Holding — Crew III, J.
- The Appellate Division of the Supreme Court of New York held that the partnership was dissolved on May 15, 1992, and that the defendant did not breach any fiduciary duties.
Rule
- A partnership can be dissolved at any time by one partner's express will when there is no definite term or objective, and fiduciary duties cease upon notice of dissolution.
Reasoning
- The Appellate Division reasoned that a partnership without a definite term can be dissolved at any time by the express will of one or more partners.
- In this case, there was sufficient evidence to support the conclusion that the defendant communicated his intent to dissolve the partnership, and that both parties acknowledged a transition period leading to the operation of Crawford Associates.
- The court found that the plaintiffs failed to prove any breach of fiduciary duty by the defendant, as there was no evidence that he solicited clients or deflected profits prior to the dissolution date.
- Additionally, the court noted that the defendant’s actions after the dissolution, including notifying clients of the change and handling billing, did not constitute a breach.

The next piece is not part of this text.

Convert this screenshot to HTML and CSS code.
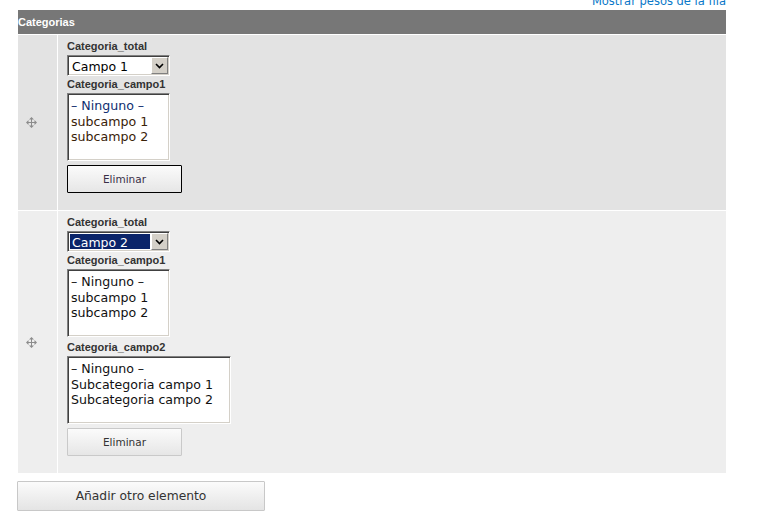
FILE: index.html
```html
<!DOCTYPE html>
<html lang="es">
<head>
<meta charset="utf-8">
<title>Categorias</title>
<link rel="stylesheet" href="styles.css">
</head>
<body>
<div class="page">
  <div class="toplink"><a href="#">Mostrar pesos de la fila</a></div>
  <div class="table">
    <div class="thead">Categorias</div>

    <div class="row row-odd">
      <div class="handle-cell">
        <svg class="drag" width="11" height="11" viewBox="0 0 11 11"><path d="M5.5 0L3 2.5H8Z M5.5 11L3 8.5H8Z M0 5.5L2.5 3V8Z M11 5.5L8.5 3V8Z" fill="#8c8c8c"/><path d="M5.5 2V9M2 5.5H9" stroke="#8c8c8c" stroke-width="1"/></svg>
      </div>
      <div class="content-cell">
        <div class="field">
          <div class="lbl">Categoria_total</div>
          <div class="select"><span class="sel-text">Campo 1</span><span class="sel-btn"><svg width="9" height="6" viewBox="0 0 9 6"><path d="M1 1L4.5 4.5L8 1" fill="none" stroke="#000" stroke-width="1.6"/></svg></span></div>
        </div>
        <div class="field">
          <div class="lbl">Categoria_campo1</div>
          <div class="listbox">
            <div class="opt opt-first">– Ninguno –</div>
            <div class="opt opt-warm">subcampo 1</div>
            <div class="opt opt-warm">subcampo 2</div>
          </div>
        </div>
        <button class="btn btn-focus" type="button">Eliminar</button>
      </div>
    </div>

    <div class="row row-even">
      <div class="handle-cell">
        <svg class="drag" width="11" height="11" viewBox="0 0 11 11"><path d="M5.5 0L3 2.5H8Z M5.5 11L3 8.5H8Z M0 5.5L2.5 3V8Z M11 5.5L8.5 3V8Z" fill="#8c8c8c"/><path d="M5.5 2V9M2 5.5H9" stroke="#8c8c8c" stroke-width="1"/></svg>
      </div>
      <div class="content-cell">
        <div class="field">
          <div class="lbl">Categoria_total</div>
          <div class="select"><span class="sel-text selected">Campo 2</span><span class="sel-btn"><svg width="9" height="6" viewBox="0 0 9 6"><path d="M1 1L4.5 4.5L8 1" fill="none" stroke="#000" stroke-width="1.6"/></svg></span></div>
        </div>
        <div class="field">
          <div class="lbl">Categoria_campo1</div>
          <div class="listbox">
            <div class="opt">– Ninguno –</div>
            <div class="opt">subcampo 1</div>
            <div class="opt">subcampo 2</div>
          </div>
        </div>
        <div class="field">
          <div class="lbl">Categoria_campo2</div>
          <div class="listbox listbox-wide">
            <div class="opt">– Ninguno –</div>
            <div class="opt">Subcategoria campo 1</div>
            <div class="opt">Subcategoria campo 2</div>
          </div>
        </div>
        <button class="btn" type="button">Eliminar</button>
      </div>
    </div>
  </div>
  <button class="btn-add" type="button">Añadir otro elemento</button>
</div>
</body>
</html>
```

FILE: styles.css
```css
html, body {
  margin: 0;
  padding: 0;
  background: #fff;
}

.page {
  padding-left: 17px;
  width: 709px;
  display: flex;
  flex-direction: column;
  align-items: flex-start;
}

.toplink {
  width: 708px;
  margin-left: 1px;
  margin-top: -5px;
  height: 15px;
  line-height: 12px;
  text-align: right;
  font-family: "DejaVu Sans", sans-serif;
  font-size: 11.5px;
}

.toplink a {
  color: #0a78c8;
  text-decoration: none;
}

.table {
  width: 708px;
  margin-left: 1px;
  display: flex;
  flex-direction: column;
  gap: 1px;
  background: #fff;
}

.thead {
  height: 24px;
  line-height: 24px;
  background: #777777;
  color: #fff;
  font-family: "Liberation Sans", Arial, sans-serif;
  font-weight: bold;
  font-size: 11px;
}

.row {
  display: grid;
  grid-template-columns: 39px 1fr;
  gap: 1px;
}

.row-odd .handle-cell,
.row-odd .content-cell {
  background: #e3e3e3;
}

.row-even .handle-cell,
.row-even .content-cell {
  background: #eeeeee;
}

.handle-cell {
  display: flex;
  align-items: center;
  padding-left: 8px;
}

.drag {
  display: block;
}

.content-cell {
  padding: 5px 0 17px 9px;
  display: flex;
  flex-direction: column;
  align-items: flex-start;
}

.field {
  display: flex;
  flex-direction: column;
  align-items: flex-start;
}

.lbl {
  font-family: "Liberation Sans", Arial, sans-serif;
  font-weight: bold;
  font-size: 11px;
  line-height: 13px;
  color: #333;
  margin-bottom: 2px;
}

.select {
  box-sizing: border-box;
  width: 103px;
  height: 21px;
  border: 1px solid;
  border-color: #808080 #ffffff #ffffff #808080;
  box-shadow: inset 1px 1px 0 #404040, inset -1px -1px 0 #d4d0c8;
  background: #fff;
  padding: 1px;
  display: flex;
  margin-bottom: 2px;
}

.sel-text {
  flex: 1;
  margin: 1px;
  padding: 2px 0 0 2px;
  line-height: 13px;
  font-family: "DejaVu Sans", sans-serif;
  font-size: 12.5px;
  color: #000;
  white-space: nowrap;
  overflow: hidden;
}

.sel-text.selected {
  background: #0a246a;
  color: #fff;
}

.sel-btn {
  box-sizing: border-box;
  width: 17px;
  background: #d4d0c8;
  border: 1px solid;
  border-color: #ffffff #808080 #808080 #ffffff;
  display: flex;
  align-items: center;
  justify-content: center;
}

.sel-btn svg {
  display: block;
}

.listbox {
  box-sizing: border-box;
  width: 103px;
  height: 68px;
  border: 1px solid;
  border-color: #808080 #ffffff #ffffff #808080;
  box-shadow: inset 1px 1px 0 #404040, inset -1px -1px 0 #d4d0c8;
  background: #fff;
  padding: 4px 3px 0 3px;
  margin-bottom: 4px;
  font-family: "DejaVu Sans", sans-serif;
  font-size: 12.6px;
  line-height: 15.7px;
  color: #111;
  white-space: nowrap;
  overflow: hidden;
}

.listbox-wide {
  width: 164px;
}

.opt-first {
  color: #0f2f70;
}

.opt-warm {
  color: #3a2208;
}

.btn {
  box-sizing: border-box;
  width: 115px;
  height: 28px;
  border: 1px solid #c9c9c9;
  border-radius: 1px;
  background: linear-gradient(#fbfbfb, #e6e6e6);
  font-family: "DejaVu Sans", sans-serif;
  font-size: 10.5px;
  color: #333;
  padding: 0;
  margin: 0;
}

.btn-focus {
  border-color: #000;
  color: #3a2f48;
}

.btn-add {
  box-sizing: border-box;
  width: 248px;
  height: 30px;
  margin-top: 8px;
  border: 1px solid #c8c8c8;
  border-radius: 1px;
  background: linear-gradient(#fbfbfb, #e4e4e4);
  font-family: "DejaVu Sans", sans-serif;
  font-size: 12.3px;
  color: #333;
  padding: 0;
}
```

- The assessment of damages was also upheld, as the court found the plaintiffs' expert testimony on goodwill was not credible.

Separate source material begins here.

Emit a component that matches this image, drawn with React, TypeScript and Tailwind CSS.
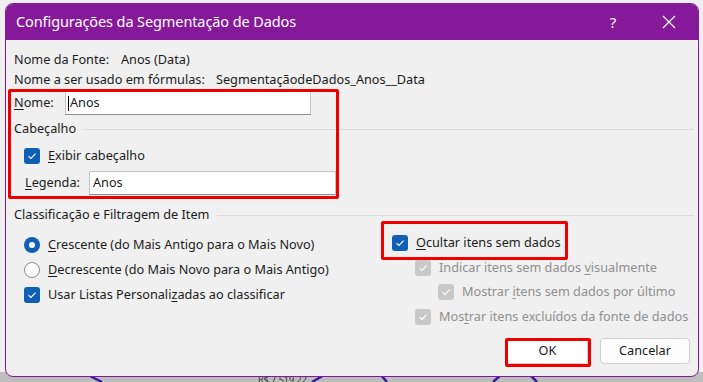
import React from "react";

const font = { fontFamily: '"Noto Sans", "Open Sans", "Liberation Sans", sans-serif' };

function Check({ disabled = false }: { disabled?: boolean }) {
  return (
    <span
      className={
        "inline-flex items-center justify-center w-[16px] h-[16px] rounded-[3px] shrink-0 " +
        (disabled ? "bg-[#c8c8c8]" : "bg-[#0f5fb5]")
      }
    >
      <svg width="10" height="8" viewBox="0 0 10 8">
        <path d="M1.5 4.2 L3.9 6.4 L8.6 1.6" fill="none" stroke="#ffffff" strokeWidth="1.1" />
      </svg>
    </span>
  );
}

function Radio({ on }: { on: boolean }) {
  return on ? (
    <span className="inline-flex items-center justify-center w-[16px] h-[16px] rounded-full bg-[#0f5fb5] shrink-0">
      <span className="w-[6px] h-[6px] rounded-full bg-white" />
    </span>
  ) : (
    <span className="inline-block w-[16px] h-[16px] rounded-full bg-white border border-[#8a8a8a] shrink-0" />
  );
}

function U({ children }: { children: React.ReactNode }) {
  return <span className="underline underline-offset-[2px]">{children}</span>;
}

export default function App() {
  return (
    <div className="relative w-[703px] h-[382px] bg-[#efefef] overflow-hidden text-[#1b1b1b]" style={font}>
      {/* background chart strip */}
      <div className="absolute left-0 right-0 top-[372px] h-[10px] bg-[#bdbdbd]" />
      <div className="absolute left-[258px] top-[375px] text-[9px] leading-[9px] text-[#333]">R$ 7.519,22</div>
      <svg className="absolute left-0 top-[370px]" width="703" height="12" viewBox="0 0 703 12">
        <path d="M86 4 L102 12" stroke="#3d1aa0" strokeWidth="2.5" fill="none" />
        <path d="M312 12 L326 4" stroke="#3d1aa0" strokeWidth="2.5" fill="none" />
        <path d="M380 4 L387 12" stroke="#3d1aa0" strokeWidth="2.5" fill="none" />
        <path d="M493 12 L502 4" stroke="#3d1aa0" strokeWidth="2.5" fill="none" />
        <path d="M529 4 L537 12" stroke="#3d1aa0" strokeWidth="2.5" fill="none" />
      </svg>

      {/* dialog */}
      <div className="absolute left-[5px] top-[3px] w-[694px] h-[374px] rounded-[8px] border border-[#86199a] bg-[#f0f0f0] overflow-hidden flex flex-col">
        {/* title bar */}
        <div className="h-[36px] bg-[#86199a] flex items-center text-white shrink-0">
          <div className="pl-[10px] text-[14.5px] tracking-[-0.1px]">Configurações da Segmentação de Dados</div>
          <div className="ml-auto w-[40px] flex justify-center text-[15px] mr-[16px]">?</div>
          <div className="w-[40px] flex justify-center mr-[9px]">
            <svg width="14" height="14" viewBox="0 0 14 14">
              <path d="M1 1 L13 13 M13 1 L1 13" stroke="#ffffff" strokeWidth="1.2" />
            </svg>
          </div>
        </div>

        {/* body */}
        <div className="relative flex-1 flex flex-col text-[12.7px]">
          <div className="h-[20px] mt-[10px] flex items-center pl-[8px]">
            <span className="w-[107px]">Nome da Fonte:</span>
            <span>Anos (Data)</span>
          </div>
          <div className="h-[20px] flex items-center pl-[8px]">
            <span className="w-[202px]">Nome a ser usado em fórmulas:</span>
            <span>SegmentaçãodeDados_Anos__Data</span>
          </div>
          <div className="h-[26px] flex items-center pl-[8px]">
            <span className="w-[51px]">
              <U>N</U>ome:
            </span>
            <div className="w-[246px] h-[24px] bg-white border border-[#c3c3c3] border-b-[#8c8c8c] flex items-center pl-[2px]">
              <span className="w-[1px] h-[15px] bg-black mr-[1px]" />
              Anos
            </div>
          </div>
          <div className="h-[20px] mt-[3px] flex items-center pl-[8px]">
            <span>Cabeçalho</span>
            <div className="flex-1 h-px bg-[#dadada] ml-[8px] mr-[4px]" />
          </div>
          <div className="h-[20px] mt-[7px] flex items-center pl-[18px] gap-[8px]">
            <Check />
            <span>
              <U>E</U>xibir cabeçalho
            </span>
          </div>
          <div className="h-[26px] mt-[4px] flex items-center pl-[19px]">
            <span className="w-[64px]">
              <U>L</U>egenda:
            </span>
            <div className="w-[247px] h-[24px] bg-white border border-[#c3c3c3] border-b-[#8c8c8c] flex items-center pl-[3px]">
              Anos
            </div>
          </div>
          <div className="h-[20px] mt-[9px] flex items-center pl-[8px]">
            <span>Classificação e Filtragem de Item</span>
            <div className="flex-1 h-px bg-[#dadada] ml-[8px] mr-[4px]" />
          </div>

          <div className="flex">
            <div className="w-[386px] pl-[18px] mt-[7px] flex flex-col">
              <div className="h-[25px] flex items-center gap-[8px]">
                <Radio on />
                <span>
                  <U>C</U>rescente (do Mais Antigo para o Mais Novo)
                </span>
              </div>
              <div className="h-[25px] flex items-center gap-[8px]">
                <Radio on={false} />
                <span>
                  <U>D</U>ecrescente (do Mais Novo para o Mais Antigo)
                </span>
              </div>
              <div className="h-[25px] flex items-center gap-[8px]">
                <Check />
                <span>
                  Usar Listas Personali<U>z</U>adas ao classificar
                </span>
              </div>
            </div>
            <div className="mt-[5px] flex flex-col">
              <div className="h-[25px] flex items-center gap-[8px]">
                <Check />
                <span>
                  <U>O</U>cultar itens sem dados
                </span>
              </div>
              <div className="h-[25px] flex items-center gap-[8px] pl-[23px] text-[#8f8f8f]">
                <Check disabled />
                <span>
                  Indicar itens sem dados <U>v</U>isualmente
                </span>
              </div>
              <div className="h-[24px] flex items-center gap-[8px] pl-[46px] text-[#8f8f8f]">
                <Check disabled />
                <span>
                  Mostrar <U>i</U>tens sem dados por último
                </span>
              </div>
              <div className="h-[25px] flex items-center gap-[8px] pl-[23px] text-[#8f8f8f]">
                <Check disabled />
                <span>
                  Mos<U>t</U>rar itens excluídos da fonte de dados
                </span>
              </div>
            </div>
          </div>

          <div className="flex justify-end gap-[12px] pr-[8px] mt-[9px]">
            <div className="w-[81px] h-[26px] bg-white border border-[#d0d0d0] rounded-[4px] flex items-center justify-center">
              OK
            </div>
            <div className="w-[90px] h-[26px] bg-[#fdfdfd] border border-[#d0d0d0] rounded-[4px] flex items-center justify-center">
              Cancelar
            </div>
          </div>
        </div>
      </div>

      {/* red annotation boxes */}
      <div className="absolute left-[8px] top-[89px] w-[331px] h-[110px] border-[3px] border-[#ee0000] rounded-[2px]" />
      <div className="absolute left-[381px] top-[221px] w-[187px] h-[39px] border-[3px] border-[#ee0000] rounded-[2px]" />
      <div className="absolute left-[505px] top-[338px] w-[86px] h-[29px] border-[3px] border-[#ee0000] rounded-[2px]" />
    </div>
  );
}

- Lastly, the court determined that the allocation of interest on the escrow account was within the trial court's discretion and did not constitute an abuse of that discretion.
Deep Dive: How the Court Reached Its Decision
Partnership Dissolution
The court reasoned that a partnership without a definitive term or particular objective could be dissolved at any time by the express will of one or more partners, as established by relevant case law. In this case, the defendant expressed his desire to dissolve the partnership as early as March 1992 through a memorandum outlining proposals concerning the future operations of the partnership. Both parties acknowledged a transition period commencing on May 15, 1992, during which the defendant took steps to separate the Hudson office from the primary office in Poughkeepsie. The court found that the evidence supported the conclusion that the partnership effectively dissolved on May 15, 1992, as the defendant had filed a certificate indicating he was operating as Crawford Associates shortly thereafter. Additionally, the court stated that the testimony of the secretary from the Hudson office supported the notion that they began operating as Crawford Associates during the transition period, further validating the dissolution date set by the trial court.
Breach of Fiduciary Duty
The court concluded that the plaintiffs failed to prove that the defendant breached any fiduciary duties prior to the dissolution of the partnership. While it is well-established that partners owe each other a high standard of fiduciary duty, the court noted that this duty ceases upon the notice of dissolution. The plaintiffs claimed that the defendant had solicited clients and wrongfully retained payments for work done for Morris Associates before the partnership dissolved; however, the evidence did not support these assertions. The court found no credible evidence indicating that the defendant solicited any clients or diverted profits prior to the dissolution date of May 15, 1992. Furthermore, the court indicated that any billing or work performed after the dissolution date, including notifying clients of the change in ownership and handling billing, did not constitute a breach of fiduciary duty.
Assessment of Damages
In reviewing the damages awarded, the court affirmed the components of the damages determined by the trial court, which included the value of goodwill, office equipment, supplies, transition expenses, and invoices for work performed. The court emphasized that the plaintiffs' expert testimony regarding the valuation of goodwill was not credible, as it failed to establish a clear relationship between gross receipts and the value of the partnership's clients at the time of dissolution. The trial court, possessing the authority to evaluate conflicting expert opinions, found the plaintiffs' claims to lack sufficient evidentiary support. Thus, the court upheld the trial court's findings regarding the credibility of the damages assessed, indicating that the plaintiffs did not successfully demonstrate their entitlement to a higher valuation.
Interest Allocation
The court addressed the parties' contentions regarding the allocation of interest on the escrow account established prior to trial. The plaintiffs argued for prejudgment interest at the statutory rate from the date of dissolution, while the defendant contended that the distribution of interest was inequitable. The court determined that the award and allocation of interest fell within the discretionary authority of the trial court. After reviewing the circumstances and the manner of distribution, the court found no abuse of discretion in the trial court's decision regarding interest. Therefore, the court affirmed the trial court's handling of interest allocation, concluding that it was reasonable and justified based on the context of the case.
Conclusion
Ultimately, the court affirmed the judgment of the Supreme Court regarding both the dissolution date of the partnership and the dismissal of the plaintiffs' claims. The court highlighted the importance of clear communication and documentation in partnership matters, particularly concerning dissolution processes. It reiterated that the express will of one or more partners is sufficient to dissolve a partnership without a defined term. Furthermore, the court underscored the necessity for plaintiffs to provide credible evidence when alleging breaches of fiduciary duty, particularly in a context where fiduciary relationships cease upon notice of dissolution. By affirming the trial court's rulings, the appellate court reinforced the legal standards governing partnership dissolution and fiduciary obligations.